Überall entlang der Bahnstrecken entstanden Zeltstädte, in denen das Leben förmlich explodierte. Central und Union Pacific richteten rollende Saloons ein und rüsteten Bordell-Waggons aus. In den kurzlebigen Camps waren Mord und Totschlag an der Tagesordnung.

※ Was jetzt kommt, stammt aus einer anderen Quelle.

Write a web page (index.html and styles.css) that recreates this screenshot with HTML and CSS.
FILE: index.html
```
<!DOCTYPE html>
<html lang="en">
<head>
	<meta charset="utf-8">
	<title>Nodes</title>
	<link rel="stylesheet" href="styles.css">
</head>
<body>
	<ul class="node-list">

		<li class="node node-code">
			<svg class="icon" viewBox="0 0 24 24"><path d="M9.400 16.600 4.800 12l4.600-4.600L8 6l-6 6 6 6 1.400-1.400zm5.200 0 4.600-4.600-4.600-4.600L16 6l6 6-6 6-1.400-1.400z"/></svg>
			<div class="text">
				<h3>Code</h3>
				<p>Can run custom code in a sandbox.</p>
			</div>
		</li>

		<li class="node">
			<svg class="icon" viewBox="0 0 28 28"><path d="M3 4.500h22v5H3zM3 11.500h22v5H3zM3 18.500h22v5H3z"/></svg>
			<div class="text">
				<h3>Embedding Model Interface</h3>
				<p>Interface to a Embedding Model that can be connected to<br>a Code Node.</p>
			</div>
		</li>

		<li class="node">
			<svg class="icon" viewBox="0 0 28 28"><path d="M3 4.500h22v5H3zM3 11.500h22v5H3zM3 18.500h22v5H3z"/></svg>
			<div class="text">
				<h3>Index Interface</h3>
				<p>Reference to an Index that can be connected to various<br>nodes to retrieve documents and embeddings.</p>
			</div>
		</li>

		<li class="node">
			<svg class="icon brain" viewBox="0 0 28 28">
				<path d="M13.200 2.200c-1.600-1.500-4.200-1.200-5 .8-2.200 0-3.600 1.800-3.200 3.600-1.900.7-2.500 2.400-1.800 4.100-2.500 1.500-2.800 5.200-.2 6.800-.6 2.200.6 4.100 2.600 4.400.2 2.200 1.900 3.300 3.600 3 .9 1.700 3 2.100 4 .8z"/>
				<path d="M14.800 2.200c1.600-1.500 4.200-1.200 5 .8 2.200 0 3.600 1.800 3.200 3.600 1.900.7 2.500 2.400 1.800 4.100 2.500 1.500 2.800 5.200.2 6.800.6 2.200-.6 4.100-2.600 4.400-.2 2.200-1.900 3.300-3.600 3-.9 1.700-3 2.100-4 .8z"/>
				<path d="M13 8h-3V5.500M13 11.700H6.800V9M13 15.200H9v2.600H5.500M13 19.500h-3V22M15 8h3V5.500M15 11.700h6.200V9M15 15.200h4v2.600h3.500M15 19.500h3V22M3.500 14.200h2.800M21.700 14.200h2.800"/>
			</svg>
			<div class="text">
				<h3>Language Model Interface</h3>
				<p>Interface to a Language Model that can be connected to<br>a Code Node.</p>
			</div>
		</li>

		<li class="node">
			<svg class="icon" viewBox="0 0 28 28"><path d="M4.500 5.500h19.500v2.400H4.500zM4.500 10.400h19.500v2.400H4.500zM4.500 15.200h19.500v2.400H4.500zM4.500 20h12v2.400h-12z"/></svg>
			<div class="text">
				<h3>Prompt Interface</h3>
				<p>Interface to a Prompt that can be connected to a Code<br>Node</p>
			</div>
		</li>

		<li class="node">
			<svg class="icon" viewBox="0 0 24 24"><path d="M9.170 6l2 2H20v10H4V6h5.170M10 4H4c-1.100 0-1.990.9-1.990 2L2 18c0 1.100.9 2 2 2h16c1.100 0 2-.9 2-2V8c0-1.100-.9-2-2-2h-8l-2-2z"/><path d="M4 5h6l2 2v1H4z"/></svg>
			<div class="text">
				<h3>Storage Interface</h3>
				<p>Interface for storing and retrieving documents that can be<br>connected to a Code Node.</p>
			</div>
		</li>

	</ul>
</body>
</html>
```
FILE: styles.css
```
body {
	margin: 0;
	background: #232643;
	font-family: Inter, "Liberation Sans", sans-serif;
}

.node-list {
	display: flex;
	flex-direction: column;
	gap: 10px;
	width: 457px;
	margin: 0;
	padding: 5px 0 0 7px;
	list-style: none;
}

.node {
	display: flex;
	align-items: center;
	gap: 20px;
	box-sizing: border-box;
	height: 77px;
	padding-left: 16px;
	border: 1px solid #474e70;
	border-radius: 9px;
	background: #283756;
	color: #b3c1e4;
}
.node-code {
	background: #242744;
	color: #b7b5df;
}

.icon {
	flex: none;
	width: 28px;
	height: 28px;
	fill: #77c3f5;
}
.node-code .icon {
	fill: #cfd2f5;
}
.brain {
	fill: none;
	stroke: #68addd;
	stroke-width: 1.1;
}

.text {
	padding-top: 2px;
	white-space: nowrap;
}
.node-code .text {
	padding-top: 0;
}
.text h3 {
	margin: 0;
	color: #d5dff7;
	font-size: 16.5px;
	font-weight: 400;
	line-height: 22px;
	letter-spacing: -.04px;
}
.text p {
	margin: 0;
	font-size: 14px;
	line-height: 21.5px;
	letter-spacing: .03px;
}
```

Über 3.000 Prostituierte tummelten sich entlang des Schienenstrangs. Der berühmte Journalist Henry M. Stanley schrieb 1867:
„Man fühlt sich an den babylonischen Sittenniedergang erinnert. Die Frauen sind halbnackt und führen Reden, dass einem die Zigarre zwischen den Lippen ausgeht. … Ich habe einen Geistlichen gesehen, der auf einen Tisch stieg, mit einem Revolver in die Decke schoß, die Bildnisse nackter Frauen an den Wänden mit Decken verhängte und eine Predigt hielt, die ich nie wieder vergessen werde. Es war der betrunkenste Priester, den ich je gesehen habe.“
In der Stadt Julesburg (heute Colorado) mitten in der Prärie – nur Zelte und Bretterbuden – reihte sich Saloon an Saloon, Spielhölle an Spielhölle. Es wurde betrogen, gemordet und gestohlen. Bis Jack Casement mit seinen irischen Schienenbauern in das Nest marschierte und eine Treibjagd auf Falschspieler und andere Banditen veranstalten ließ.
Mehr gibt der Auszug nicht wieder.